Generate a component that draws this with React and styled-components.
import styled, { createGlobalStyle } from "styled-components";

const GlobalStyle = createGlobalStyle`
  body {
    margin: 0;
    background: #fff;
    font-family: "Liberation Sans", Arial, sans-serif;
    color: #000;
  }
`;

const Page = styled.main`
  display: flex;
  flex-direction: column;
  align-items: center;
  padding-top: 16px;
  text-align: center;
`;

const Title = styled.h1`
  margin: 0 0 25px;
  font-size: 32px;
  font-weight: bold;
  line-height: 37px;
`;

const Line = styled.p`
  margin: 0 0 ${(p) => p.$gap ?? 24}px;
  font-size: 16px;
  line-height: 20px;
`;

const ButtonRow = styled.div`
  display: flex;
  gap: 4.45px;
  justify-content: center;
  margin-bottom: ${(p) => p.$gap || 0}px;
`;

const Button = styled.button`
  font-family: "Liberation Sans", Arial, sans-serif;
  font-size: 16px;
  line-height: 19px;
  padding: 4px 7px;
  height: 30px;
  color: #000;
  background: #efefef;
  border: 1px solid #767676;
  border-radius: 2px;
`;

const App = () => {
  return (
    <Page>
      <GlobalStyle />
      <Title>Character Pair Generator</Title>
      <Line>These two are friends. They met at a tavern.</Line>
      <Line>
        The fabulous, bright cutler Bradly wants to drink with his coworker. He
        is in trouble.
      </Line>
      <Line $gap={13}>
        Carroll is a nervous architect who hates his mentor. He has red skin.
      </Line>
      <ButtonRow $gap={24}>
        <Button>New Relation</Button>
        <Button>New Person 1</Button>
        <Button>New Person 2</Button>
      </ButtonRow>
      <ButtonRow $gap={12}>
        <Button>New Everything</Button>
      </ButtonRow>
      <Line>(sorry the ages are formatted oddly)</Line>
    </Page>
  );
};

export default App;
______________________________
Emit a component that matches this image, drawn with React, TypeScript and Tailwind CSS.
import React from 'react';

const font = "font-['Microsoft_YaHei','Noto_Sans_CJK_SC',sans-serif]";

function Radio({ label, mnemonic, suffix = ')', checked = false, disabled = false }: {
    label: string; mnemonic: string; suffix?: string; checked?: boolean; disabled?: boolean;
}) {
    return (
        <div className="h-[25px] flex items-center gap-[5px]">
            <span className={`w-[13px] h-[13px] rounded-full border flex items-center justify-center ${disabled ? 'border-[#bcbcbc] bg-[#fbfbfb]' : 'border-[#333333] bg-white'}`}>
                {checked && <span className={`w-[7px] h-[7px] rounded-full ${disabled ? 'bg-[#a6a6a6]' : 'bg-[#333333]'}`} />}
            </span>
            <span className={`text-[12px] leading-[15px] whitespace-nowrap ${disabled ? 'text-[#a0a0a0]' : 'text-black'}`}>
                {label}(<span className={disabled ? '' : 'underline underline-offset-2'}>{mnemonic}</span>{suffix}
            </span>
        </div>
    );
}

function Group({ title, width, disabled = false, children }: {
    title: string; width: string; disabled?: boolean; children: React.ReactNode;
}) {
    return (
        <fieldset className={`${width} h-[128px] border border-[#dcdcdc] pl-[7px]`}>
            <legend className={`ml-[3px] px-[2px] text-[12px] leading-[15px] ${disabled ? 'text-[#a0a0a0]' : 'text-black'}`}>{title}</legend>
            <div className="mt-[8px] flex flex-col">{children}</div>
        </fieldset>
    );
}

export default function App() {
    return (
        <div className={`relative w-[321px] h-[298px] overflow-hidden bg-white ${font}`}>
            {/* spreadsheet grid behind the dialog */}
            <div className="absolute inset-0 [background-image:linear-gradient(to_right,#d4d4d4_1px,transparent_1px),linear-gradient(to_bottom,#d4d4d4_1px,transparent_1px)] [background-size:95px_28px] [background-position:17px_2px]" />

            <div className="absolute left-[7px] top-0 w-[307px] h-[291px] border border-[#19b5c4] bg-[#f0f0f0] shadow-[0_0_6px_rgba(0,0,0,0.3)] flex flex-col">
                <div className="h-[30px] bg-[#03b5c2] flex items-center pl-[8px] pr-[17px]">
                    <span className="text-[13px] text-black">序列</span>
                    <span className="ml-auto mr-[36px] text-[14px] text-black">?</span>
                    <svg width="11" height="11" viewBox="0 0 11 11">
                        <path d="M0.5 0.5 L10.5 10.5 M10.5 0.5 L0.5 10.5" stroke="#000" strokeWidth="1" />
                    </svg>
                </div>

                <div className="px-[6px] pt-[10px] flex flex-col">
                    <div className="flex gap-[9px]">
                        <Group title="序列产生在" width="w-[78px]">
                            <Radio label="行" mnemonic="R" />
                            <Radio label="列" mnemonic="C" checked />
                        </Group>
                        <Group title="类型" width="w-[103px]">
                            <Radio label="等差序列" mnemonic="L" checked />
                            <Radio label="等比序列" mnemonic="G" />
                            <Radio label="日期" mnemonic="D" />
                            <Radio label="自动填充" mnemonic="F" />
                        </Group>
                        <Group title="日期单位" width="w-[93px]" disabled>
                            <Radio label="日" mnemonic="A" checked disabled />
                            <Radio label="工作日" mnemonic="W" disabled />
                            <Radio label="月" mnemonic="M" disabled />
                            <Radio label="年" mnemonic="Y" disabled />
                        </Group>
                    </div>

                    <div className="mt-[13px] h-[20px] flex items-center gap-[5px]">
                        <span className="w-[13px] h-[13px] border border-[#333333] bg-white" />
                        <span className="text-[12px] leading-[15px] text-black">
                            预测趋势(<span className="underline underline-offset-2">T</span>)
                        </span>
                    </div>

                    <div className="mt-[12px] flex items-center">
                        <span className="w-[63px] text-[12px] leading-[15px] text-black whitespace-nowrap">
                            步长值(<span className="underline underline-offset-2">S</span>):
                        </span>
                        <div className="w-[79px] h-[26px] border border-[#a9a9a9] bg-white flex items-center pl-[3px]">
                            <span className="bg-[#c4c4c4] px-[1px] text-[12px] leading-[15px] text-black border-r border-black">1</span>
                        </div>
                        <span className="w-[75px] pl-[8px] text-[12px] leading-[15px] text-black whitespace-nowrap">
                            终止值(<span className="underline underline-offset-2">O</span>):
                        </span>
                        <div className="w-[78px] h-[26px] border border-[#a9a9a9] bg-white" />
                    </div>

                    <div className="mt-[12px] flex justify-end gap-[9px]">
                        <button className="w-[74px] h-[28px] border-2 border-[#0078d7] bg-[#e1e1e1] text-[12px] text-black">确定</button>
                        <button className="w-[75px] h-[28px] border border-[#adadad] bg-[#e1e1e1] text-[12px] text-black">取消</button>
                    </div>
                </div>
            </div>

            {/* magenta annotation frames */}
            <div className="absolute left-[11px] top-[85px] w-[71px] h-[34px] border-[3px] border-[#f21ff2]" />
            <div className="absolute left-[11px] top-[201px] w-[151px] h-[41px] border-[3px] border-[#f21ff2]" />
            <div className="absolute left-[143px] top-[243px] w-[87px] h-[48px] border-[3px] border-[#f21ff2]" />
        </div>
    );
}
______________________________
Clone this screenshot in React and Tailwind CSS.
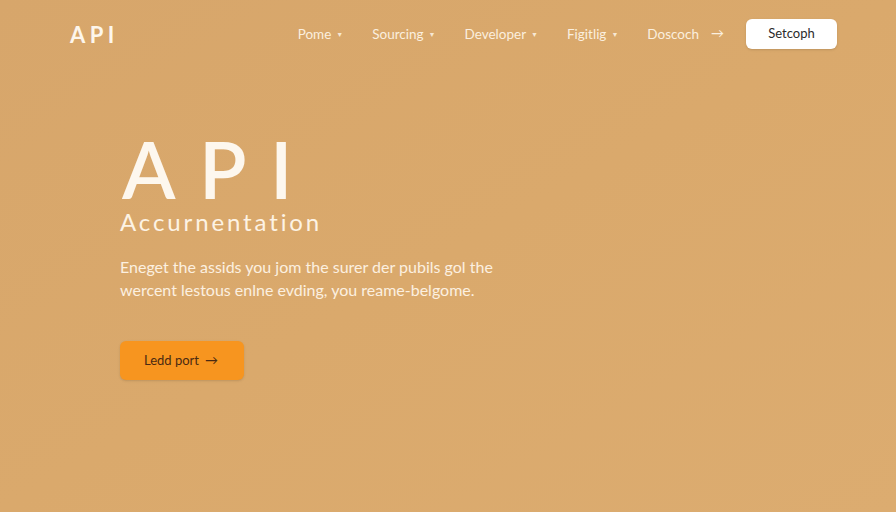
______________________________
**DIRECTIONS FOR THIS TASK:** Find every line of the data that holds the string "Tailwind", then say how many there are and nothing else.

**RESULT:** 2